The storm of the century is about to hit Little Bridge Island, Florida—and it’s sending waves crashing through Sabrina “Bree” Beckham’s love life…
When a massive hurricane severs all power and cell service to Little Bridge Island—as well as its connection to the mainland—twenty-five-year-old Bree Beckham isn’t worried . . . at first. She’s already escaped one storm—her emotionally abusive ex—so a hurricane seems like it will be a piece of cake.
But animal-loving Bree does become alarmed when she realizes how many islanders have been cut off from their beloved pets. Now it’s up to her to save as many of Little Bridge’s cats and dogs as she can . . . but to do so, she’s going to need help—help she has no choice but to accept from her boss’s sexy nephew, Drew Hartwell, the Mermaid Café’s most notorious heartbreaker.
But when Bree starts falling for Drew, just as Little Bridge’s power is restored and her penitent ex shows up, she has to ask herself if her island fling was only a result of the stormy weather, or if it could last during clear skies too.
CW: sexual assault (remembered)
I wanted to like this book so much more than I did. I am trash for a natural disaster romance, and Meg Cabot’s Boy books and Queen of Babble series essentially got me through my New Adult years. Parts of this book are everything I’d hoped for! Bree is great, Drew has some great swoon-worthy moments, and I love that they band together to rescue animals in the wake of a Cat 5 hurricane. And while some of the way Cabot handled Bree’s backstory and fallout was handled really well, some of it was just… not.
The same can be said for the way evacuation and preparation ahead of a major weather disaster is handled – Bree can’t leave town because of an elderly pet who is recovering from surgery and can’t be moved, some of Bree’s neighbors justify staying in town because last time it cost them a lot of money to evacuate when it ended up not being necessary, others use the disaster as an excuse to go to Disney World, while another set have a house party for everyone who didn’t evacuate. So on the one hand while I appreciate the depiction of the decision of whether to evacuate and how elderly pets/people and financial concerns play into that, some of it was also handled in a super cavalier manner that I wasn’t impressed with. I also expected more storm drama, and was let down that the hurricane basically passes in the night with barely a blip. Come on!

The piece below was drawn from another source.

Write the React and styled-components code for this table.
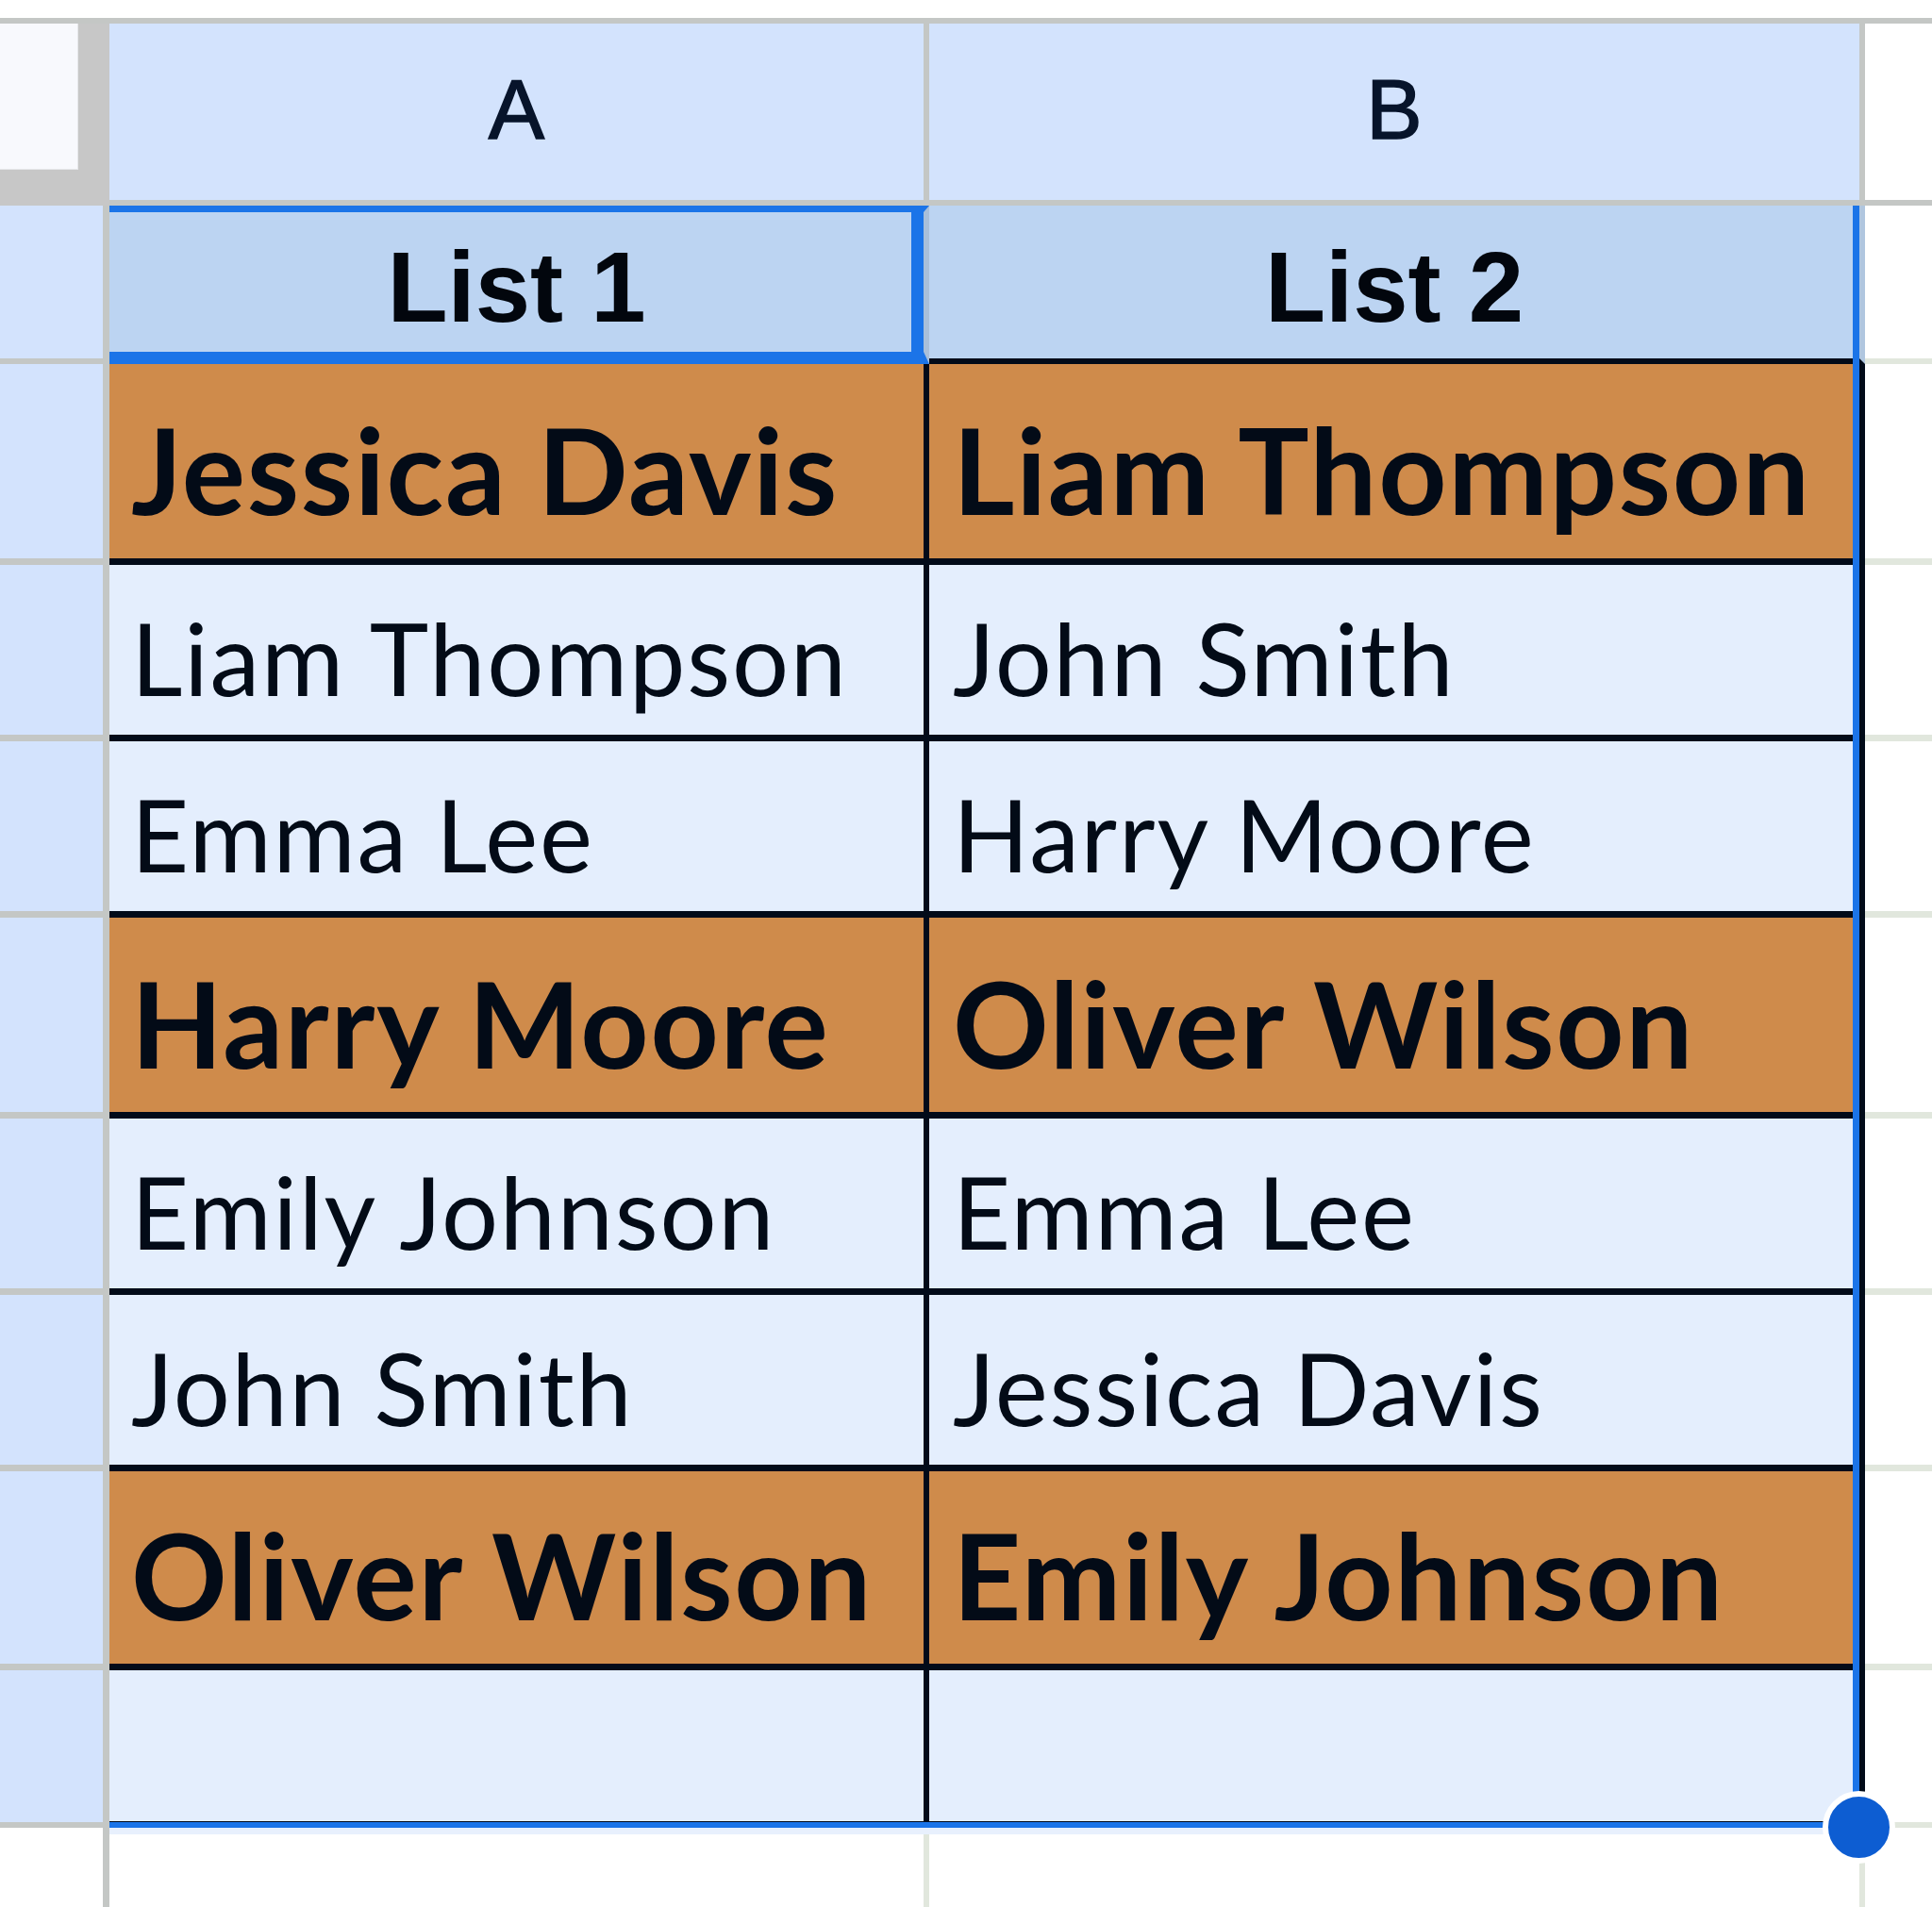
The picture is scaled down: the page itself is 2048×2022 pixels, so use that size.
import React from "react";
import styled, { createGlobalStyle, css } from "styled-components";

const GlobalStyle = createGlobalStyle`
  html, body {
    margin: 0;
    padding: 0;
    background: #ffffff;
  }
  body {
    font-family: "Lato", "Open Sans", sans-serif;
    overflow: hidden;
  }
`;

const GRID = "#c4c7c5";
const LIGHT_GRID = "#e1e7dd";
const BLUE = "#1b74e8";
const INK = "#020b19";
const COLS = "116px 869px 992px 1fr";

const names = [
  { a: "Jessica Davis", b: "Liam Thompson", hit: true, h: 213 },
  { a: "Liam Thompson", b: "John Smith", h: 187 },
  { a: "Emma Lee", b: "Harry Moore", h: 187 },
  { a: "Harry Moore", b: "Oliver Wilson", hit: true, h: 213 },
  { a: "Emily Johnson", b: "Emma Lee", h: 187 },
  { a: "John Smith", b: "Jessica Davis", h: 187 },
  { a: "Oliver Wilson", b: "Emily Johnson", hit: true, h: 211 },
];

export default function App() {
  return (
    <Page>
      <GlobalStyle />
      <Sheet>
        <Row $h={193}>
          <Corner>
            <SelectAll />
          </Corner>
          <ColHead>A</ColHead>
          <ColHead>B</ColHead>
          <ColHeadEmpty />
        </Row>

        <Row $h={168}>
          <RowHead $sel $line={6} />
          <ListCell $active>List 1</ListCell>
          <ListCell>List 2</ListCell>
          <Spare $line={6} />
        </Row>

        {names.map((r, i) => (
          <Row key={i} $h={r.h}>
            <RowHead $sel $line={7} />
            <NameCell $hit={r.hit} $pad={23}>{r.a}</NameCell>
            <NameCell $hit={r.hit} $pad={25}>{r.b}</NameCell>
            <Spare $line={7} />
          </Row>
        ))}

        <Row $h={167}>
          <RowHead $sel $line={6} />
          <NameCell />
          <NameCell />
          <Spare $line={6} />
        </Row>

        <Row $h={120}>
          <RowHead $line={6} />
          <OutsideCell />
          <OutsideCell />
          <Spare $line={6} />
        </Row>

        <Selection />
        <FillHandle />
      </Sheet>
    </Page>
  );
}

const Page = styled.div`
  padding-top: 19px;
  height: 2022px;
  box-sizing: border-box;
  overflow: hidden;
`;

const Sheet = styled.div`
  position: relative;
  border-top: 6px solid ${GRID};
`;

const Row = styled.div`
  display: grid;
  grid-template-columns: ${COLS};
  height: ${(p) => p.$h}px;
`;

const Corner = styled.div`
  box-sizing: border-box;
  background: #c7c7c7;
`;

const SelectAll = styled.div`
  width: 83px;
  height: 155px;
  box-sizing: border-box;
  background: #f8f9fd;
  border-right: 1px solid #e6e7ea;
  border-bottom: 1px solid #e6e7ea;
`;

const ColHead = styled.div`
  box-sizing: border-box;
  display: flex;
  align-items: flex-end;
  justify-content: center;
  padding-bottom: 51px;
  background: #d3e3fd;
  border-right: 6px solid ${GRID};
  border-bottom: 6px solid ${GRID};
  font: 400 89px/1 "Liberation Sans", Arial, sans-serif;
  color: #07142b;
  -webkit-text-stroke: 1.5px #07142b;
`;

const ColHeadEmpty = styled.div`
  background: #ffffff;
  border-bottom: 6px solid ${GRID};
`;

const RowHead = styled.div`
  box-sizing: border-box;
  background: ${(p) => (p.$sel ? "#d3e3fd" : "#ffffff")};
  border-right: 7px solid ${GRID};
  border-bottom: ${(p) => p.$line}px solid ${GRID};
`;

const ListCell = styled.div`
  box-sizing: border-box;
  display: flex;
  align-items: flex-end;
  justify-content: center;
  background: #bcd4f2;
  font: 700 105px/1 "Liberation Sans", Arial, sans-serif;
  color: #02060d;

  ${(p) =>
    p.$active
      ? css`
          border-top: 7px solid ${BLUE};
          border-bottom: 13px solid ${BLUE};
          border-right: 6px solid #a9bfd9;
          box-shadow: inset -13px 0 0 ${BLUE};
          padding-bottom: 16px;
        `
      : css`
          border-bottom: 6px solid ${INK};
          border-right: 6px solid #b0c6df;
          padding-bottom: 23px;
        `}
`;

const NameCell = styled.div`
  box-sizing: border-box;
  display: flex;
  align-items: flex-end;
  padding-left: ${(p) => p.$pad || 20}px;
  padding-bottom: ${(p) => (p.$hit ? 31 : 29)}px;
  background: ${(p) => (p.$hit ? "#cf8b4b" : "#e4eefd")};
  border-right: 6px solid ${INK};
  border-bottom: 7px solid ${INK};
  font-family: "Lato", "Open Sans", sans-serif;
  font-size: ${(p) => (p.$hit ? 126 : 106)}px;
  font-weight: ${(p) => (p.$hit ? 700 : 400)};
  letter-spacing: ${(p) => (p.$hit ? 1.7 : 1.8)}px;
  line-height: 1;
  color: #030b17;
  white-space: nowrap;
  overflow: hidden;
`;

const OutsideCell = styled.div`
  background: #ffffff;
  border-right: 6px solid ${LIGHT_GRID};
`;

const Spare = styled.div`
  box-sizing: border-box;
  background: #ffffff;
  border-bottom: ${(p) => p.$line}px solid ${LIGHT_GRID};
`;

const Selection = styled.div`
  position: absolute;
  top: 193px;
  left: 116px;
  width: 1855px;
  height: 1720px;
  box-sizing: border-box;
  border-right: 7px solid ${BLUE};
  border-bottom: 6px solid ${BLUE};
  box-shadow: 0 7px 0 0 #e8f0fd;
  pointer-events: none;
`;

const FillHandle = styled.div`
  position: absolute;
  left: 1932px;
  top: 1874px;
  width: 65px;
  height: 65px;
  border-radius: 50%;
  background: #0d5dd2;
  border: 6px solid #ffffff;
`;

15-years-ago-me would have probably just read this book quickly and not delved too far beneath the surface, but older-and-wiser-me (or is it just more-world-weary-me??) is a little less enthusiastic about a book that basically takes several major issues over the past year or so (the increasing disastrous weather events, sexual assault and the #metoo movement…) and then tackles them in a way that can’t quite decide if it’s serious or funny. The characters are fun and funny, but don’t have a lot of depth and while they’re not cardboard cutouts of people they’re sort of … bad clay sculptures of them? … rather than being fully fleshed out, multi-dimensional, REAL people.
This is the first book in the Little Bridge Island series, and since I really disliked the prequel (Bridal Bootcamp) I probably won’t continue reading the series. It was fine for what it was, but I don’t really have an interest in investing any more time into this series.
An ARC of this book was provided by the publisher via Edelweiss+ for review. All opinions are unbiased and my own.